Porém, embalados pela jurisprudência nada justa dos tribunais das redes sociais, criou-se um modo simplista de pensar, enxergar e interpretar. Não só a criação é enquadrada num modelo irreal de isolamento de interferências externas, como outras variantes são desconsideradas por completo.
Uma delas é o fornecimento de tecidos. É comum uma mesma tecelagem vender seus produtos para diferentes marcas, até para marcas concorrentes. Além disso, o desenvolvimento desses materiais está sujeito aos mesmos estímulos e influências atuantes sobre quase todo mundo. Claro, é possível garantir exclusividade na compra. Basta pagar. Ou permitir que aquele mesmo produto possa ser comercializado com pequenas modificações.
Neriage, verão 2022, e bolsa Prada. Foto: Divulgação
Quando a diretora de criação Rafaella Caniello começou a esboçar a coleção de verão 2022 da Neriage, ainda no primeiro semestre de 2022 (o desfile aconteceu em novembro daquele ano), escolheu um tecido com padronagem triangular de preto e bege, ou preto e rosa. Meses depois, a Prada lançou uma série de acessórios feitos de material similar, com desenhos mais parecidos. E aí? A Prada copiou a Neriage? A Neriage copiou a Prada? Ou ambas gostaram de uma mesma oferta?
Na temporada seguinte, rolou outra coincidência. Rafaella usou chapéus de palha, feitos artesanalmente em colaboração com o Projeto Akra, não muito diferentes dos que a Jacquemus apresentou algumas semanas adiante.
Na mais recente temporada de desfiles, a de inverno 2023, não faltaram ideias, recursos, silhuetas e modelagens já vistos por aqui anos antes. Alexandre Herchcovitch, por exemplo, fez questão de colocar lado a lado suas roupas que mudavam de cor, desfiladas no ano 2000, e as apresentadas em março pela marca Anrealage. Teve ainda as peças vestidas e construídas com as costas na frente (como na Prada), os enchimentos tubulares (como na Bottega Veneta) e mais um tanto de cruzamentos.
Desfile de Alexandre Herchcovitch, no ano 2000, e apresentação da marca Anrealage, na mais recente semana de moda de Paris. Foto: Divulgação
Teve quem visse os posts como denúncias de cópias. Pode até ser. Pode ser também uma chamada para um olhar mais cuidadoso sobre a produção nacional. Durante muitos anos, houve o entendimento de que a moda feita no Brasil era um pastiche do que se via acima do Equador. O pensamento ficou tão enraizado que muita gente ainda ignora a criação brasileira ou esquece de colocá-la em perspectiva na hora de analisar as propostas internacionais.

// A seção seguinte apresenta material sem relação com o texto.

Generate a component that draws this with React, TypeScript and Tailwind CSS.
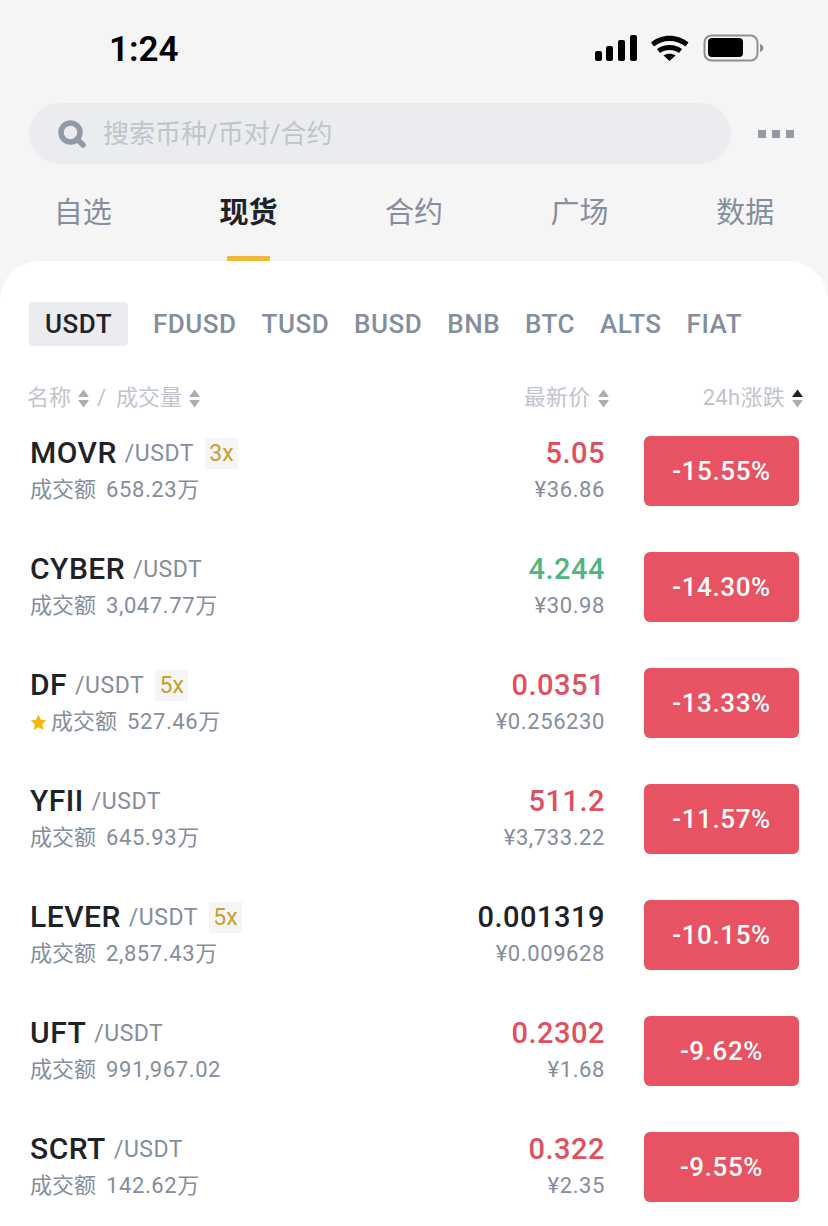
const FONT = "font-['Roboto','Noto_Sans_CJK_SC',sans-serif]";

interface Ticker {
  base: string;
  lev?: string;
  star?: boolean;
  volume: string;
  price: string;
  priceColor: string;
  fiat: string;
  change: string;
}

const TICKERS: Ticker[] = [
  { base: "MOVR", lev: "3x", volume: "658.23万", price: "5.05", priceColor: "text-[#e0505f]", fiat: "¥36.86", change: "-15.55%" },
  { base: "CYBER", volume: "3,047.77万", price: "4.244", priceColor: "text-[#52b482]", fiat: "¥30.98", change: "-14.30%" },
  { base: "DF", lev: "5x", star: true, volume: "527.46万", price: "0.0351", priceColor: "text-[#e0505f]", fiat: "¥0.256230", change: "-13.33%" },
  { base: "YFII", volume: "645.93万", price: "511.2", priceColor: "text-[#e0505f]", fiat: "¥3,733.22", change: "-11.57%" },
  { base: "LEVER", lev: "5x", volume: "2,857.43万", price: "0.001319", priceColor: "text-[#1e2329]", fiat: "¥0.009628", change: "-10.15%" },
  { base: "UFT", volume: "991,967.02", price: "0.2302", priceColor: "text-[#e0505f]", fiat: "¥1.68", change: "-9.62%" },
  { base: "SCRT", volume: "142.62万", price: "0.322", priceColor: "text-[#e0505f]", fiat: "¥2.35", change: "-9.55%" },
];

const TABS = ["自选", "现货", "合约", "广场", "数据"];
const QUOTES = ["USDT", "FDUSD", "TUSD", "BUSD", "BNB", "BTC", "ALTS", "FIAT"];

function StatusIcons() {
  return (
    <svg width="172" height="30" viewBox="0 0 172 30" className="block">
      {/* signal */}
      <rect x="1" y="17" width="7" height="10" rx="2" fill="#000" />
      <rect x="12" y="12" width="7" height="15" rx="2" fill="#000" />
      <rect x="24" y="6" width="7" height="21" rx="2" fill="#000" />
      <rect x="36" y="1" width="7" height="26" rx="2" fill="#000" />
      {/* wifi */}
      <path d="M57 8.5C67 -0.5 84 -0.5 94.5 8.5L91.5 12.5C83 5 68 5 60 12.5Z" fill="#000" />
      <path d="M63 15C70 9.5 81 9.5 88 15L85 19C80 15 71 15 66 19Z" fill="#000" />
      <path d="M69.5 21.5C73 19 78 19 81.5 21.5L75.5 27Z" fill="#000" />
      {/* battery */}
      <rect x="110.5" y="1.5" width="53" height="25" rx="7" fill="none" stroke="#8f8f8f" strokeWidth="2" />
      <rect x="114" y="4" width="35" height="19" rx="4" fill="#000" />
      <path d="M166 10C168.5 11 169.5 12.5 169.5 14C169.5 15.5 168.5 17 166 18Z" fill="#8f8f8f" />
    </svg>
  );
}

function SortIcon({ active }: { active?: boolean }) {
  return (
    <svg width="11" height="19" viewBox="0 0 11 19" className="block shrink-0">
      <path d="M5.5 0.5L11 8H0Z" fill={active ? "#1e2329" : "#a9aeb7"} />
      <path d="M5.5 18.5L11 11H0Z" fill="#a9aeb7" />
    </svg>
  );
}

function SearchBar() {
  return (
    <div className="flex items-center">
      <div className="ml-[29px] flex h-[61px] w-[702px] items-center rounded-full bg-[#eaecef] pl-[29px]">
        <svg width="28" height="28" viewBox="0 0 28 28" className="block shrink-0">
          <circle cx="12.5" cy="12.5" r="9.5" fill="none" stroke="#929aa5" strokeWidth="5.5" />
          <path d="M19 19L25 25" stroke="#929aa5" strokeWidth="5.5" strokeLinecap="round" />
        </svg>
        <span className="ml-[17px] text-[26px] leading-none text-[#c0c4cb]">搜索币种/币对/合约</span>
      </div>
      <div className="ml-[27px] flex gap-[6px]">
        <span className="h-2 w-2 bg-[#929aa5]" />
        <span className="h-2 w-2 bg-[#929aa5]" />
        <span className="h-2 w-2 bg-[#929aa5]" />
      </div>
    </div>
  );
}

function TopTabs() {
  return (
    <div className="mt-[27px] grid grid-cols-5">
      {TABS.map((tab, i) => (
        <div key={tab} className="flex h-[70px] flex-col items-center">
          <span className={`h-[45px] text-[29px] leading-[45px] ${i === 1 ? "font-bold text-[#1e2329]" : "text-[#848e9c]"}`}>
            {tab}
          </span>
          {i === 1 && <span className="mt-[20px] h-[5px] w-[43px] bg-[#ecb93a]" />}
        </div>
      ))}
    </div>
  );
}

function QuoteChips() {
  return (
    <div className="relative ml-[29px] mt-[40px] w-[771px] overflow-hidden">
      <div className="flex h-[44px] items-center gap-[25px] whitespace-nowrap text-[26px] tracking-[0.5px] text-[#848e9c]">
        {QUOTES.map((q, i) => (
          <span
            key={q}
            className={
              i === 0
                ? "flex h-[44px] w-[99px] shrink-0 items-center justify-center rounded-[4px] bg-[#eaecef] font-medium text-[#1e2329]"
                : "shrink-0 font-medium"
            }
          >
            {q}
          </span>
        ))}
      </div>
      <div className="absolute right-0 top-0 h-full w-[14px] bg-gradient-to-r from-transparent to-white" />
    </div>
  );
}

function ListHeader() {
  return (
    <div className="mt-[37px] flex h-[30px] items-center pl-[27px] pr-[25px] text-[22px] leading-none text-[#c0c4cb]">
      <span>名称</span>
      <span className="ml-[7px]"><SortIcon /></span>
      <span className="ml-[8px]">/</span>
      <span className="ml-[10px]">成交量</span>
      <span className="ml-[7px]"><SortIcon /></span>
      <span className="ml-auto tracking-[0.3px]">最新价</span>
      <span className="ml-[7px]"><SortIcon /></span>
      <span className="ml-[94px] tracking-[0.3px]">24h涨跌</span>
      <span className="ml-[7px]"><SortIcon active /></span>
    </div>
  );
}

function TickerRow({ t }: { t: Ticker }) {
  return (
    <div className="flex h-[116px] items-center pl-[30px] pr-[29px]">
      <div className="flex-1">
        <div className="flex h-[32px] items-center">
          <span className="text-[30px] font-medium leading-none tracking-[0.5px] text-[#1e2329]">{t.base}</span>
          <span className="ml-[8px] text-[23px] leading-none tracking-[0.5px] text-[#848e9c]">/USDT</span>
          {t.lev && (
            <span className="ml-[11px] flex h-[31px] w-[33px] items-center justify-center bg-[#f5f5f5] text-[23px] leading-none text-[#c99f2f]">
              {t.lev}
            </span>
          )}
        </div>
        <div className="mt-[6px] flex h-[30px] items-center text-[22px] leading-none text-[#848e9c]">
          {t.star && (
            <svg width="17" height="17" viewBox="0 0 24 24" className="mr-[4px] block shrink-0">
              <path d="M12 1l3.4 7.2 7.6 1-5.6 5.4 1.5 7.9L12 18.6l-6.9 3.9 1.5-7.9L1 9.2l7.6-1z" fill="#f0b90b" />
            </svg>
          )}
          <span>成交额</span>
          <span className="ml-[10px] tracking-[0.6px]">{t.volume}</span>
        </div>
      </div>
      <div className="mr-[39px] text-right">
        <div className={`h-[32px] text-[29px] font-medium leading-[32px] tracking-[0.5px] ${t.priceColor}`}>{t.price}</div>
        <div className="mt-[6px] h-[30px] text-[22px] leading-[30px] tracking-[0.6px] text-[#848e9c]">{t.fiat}</div>
      </div>
      <div className="flex h-[70px] w-[155px] shrink-0 items-center justify-center rounded-[6px] bg-[#e75363] text-[26px] font-medium tracking-[0.6px] text-white">
        {t.change}
      </div>
    </div>
  );
}

export default function App() {
  return (
    <div className={`h-[1226px] w-[828px] overflow-hidden bg-[#f5f5f5] ${FONT}`}>
      <div className="flex h-[103px] items-start justify-between pl-[109px] pr-[62px] pt-[29px]">
        <span className="text-[35px] font-semibold leading-[41px] text-black">1:24</span>
        <div className="pt-[5px]">
          <StatusIcons />
        </div>
      </div>
      <SearchBar />
      <TopTabs />
      <div className="-mt-[0px] h-[965px] rounded-t-[40px] bg-white pt-px">
        <QuoteChips />
        <ListHeader />
        {TICKERS.map((t) => (
          <TickerRow key={t.base} t={t} />
        ))}
      </div>
    </div>
  );
}
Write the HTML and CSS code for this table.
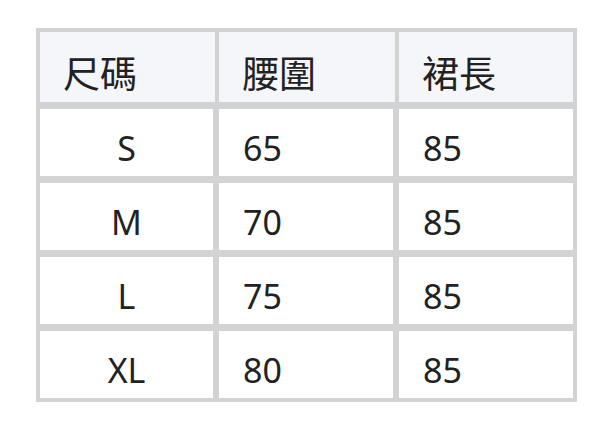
FILE: index.html
```html
<!DOCTYPE html>
<html lang="zh-Hant">
<head>
<meta charset="utf-8">
<title>尺碼表</title>
<link rel="stylesheet" href="styles.css">
</head>
<body>
<div class="size-table">
  <div class="row head">
    <div class="cell c1">尺碼</div>
    <div class="cell c2">腰圍</div>
    <div class="cell c3">裙長</div>
  </div>
  <div class="row body">
    <div class="cell c1">S</div>
    <div class="cell c2">65</div>
    <div class="cell c3">85</div>
  </div>
  <div class="row body">
    <div class="cell c1">M</div>
    <div class="cell c2">70</div>
    <div class="cell c3">85</div>
  </div>
  <div class="row body">
    <div class="cell c1">L</div>
    <div class="cell c2">75</div>
    <div class="cell c3">85</div>
  </div>
  <div class="row body">
    <div class="cell c1">XL</div>
    <div class="cell c2">80</div>
    <div class="cell c3">85</div>
  </div>
</div>
</body>
</html>
```
FILE: styles.css
```css
html, body {
  margin: 0;
  padding: 0;
  background: #ffffff;
}
body {
  padding: 28px 0 0 36px;
  font-family: "Noto Sans", "Noto Sans CJK TC", sans-serif;
  font-size: 34px;
  color: #222222;
}
.size-table {
  width: 533px;
  background: #d3d3d3;
  padding: 4px;
  display: flex;
  flex-direction: column;
  gap: 7px;
}
.row {
  display: flex;
}
.row.head {
  gap: 4px;
}
.row.body {
  gap: 6px;
}
.cell {
  display: flex;
  align-items: center;
  box-sizing: border-box;
  padding: 10px 0 0 24px;
  background: #ffffff;
  white-space: nowrap;
}
.head .cell {
  height: 70px;
  background: #f5f6fa;
  font-size: 37px;
  padding: 10px 0 0 23px;
}
.head .c1 { width: 175px; }
.head .c2 { width: 176px; }
.head .c3 { width: 174px; }
.body .cell {
  height: 67px;
}
.body .c1 {
  width: 173px;
  justify-content: center;
  padding-left: 0;
}
.body .c2 { width: 174px; }
.body .c3 { width: 174px; }
```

Dia desses, uma jornalista postou a capa de uma publicação europeia em sua conta do Instagram, dizendo, na legenda, como seria bom se as revistas nacionais fizessem igual. Era uma capa com uma única chamada de texto, só foto e uma ou duas palavras. Acontece que quase todos os títulos de moda nacionais empregam tal conceito há pelo menos um ano.
Sabe a história de que as coleções internacionais de inverno 2023 pisaram no freio, cortaram excessos e apostaram em simplicidade, como roupas funcionais, pau para toda obra e, acima de tudo, vendáveis? Rolou por aqui meses antes. É só dar uma busca neste site por SPFWN54 para tirar a prova.
Parece uma maluquice sem conexão nenhuma, eu sei. Não é. É que é difícil abrir mão do entendimento simplista de criação, aquele que ignora sobreposições, misturas, recortes e colagens. Apontar o dedo para o tal copiador sem criatividade é mais divertido, dá uma sensação de poder. No entanto, é uma ilusão, uma negação. E vai contra nossa própria construção de identidade. Ou você acha que sua personalidade não está sujeita a interferências mil?
Já que começamos na pegada cinematográfica, vamos terminar com outro filme, o documentário de 1989 Notebook on cities and clothes, de Wim Wenders. Nele, o diretor examina a onipresença da imagem digital e como ela muda a forma como as pessoas se definem. Diferentemente dos autores de Collage culture, para o cineasta, a identidade é mais interessante quando indefinida, tipo um livro aberto onde se escrevem memórias, desejos futuros e acontecimentos presentes.
“A própria palavra (identidade) me dá arrepios. Ela ressoa calma, conforto, contentamento. Mas o que é isso, identidade? Para saber onde você pertence? Para conhecer o seu valor próprio? Para saber quem você é? Como você reconhece a identidade?”, questiona Wim Wenders. Não precisa responder, não. Melhor assim.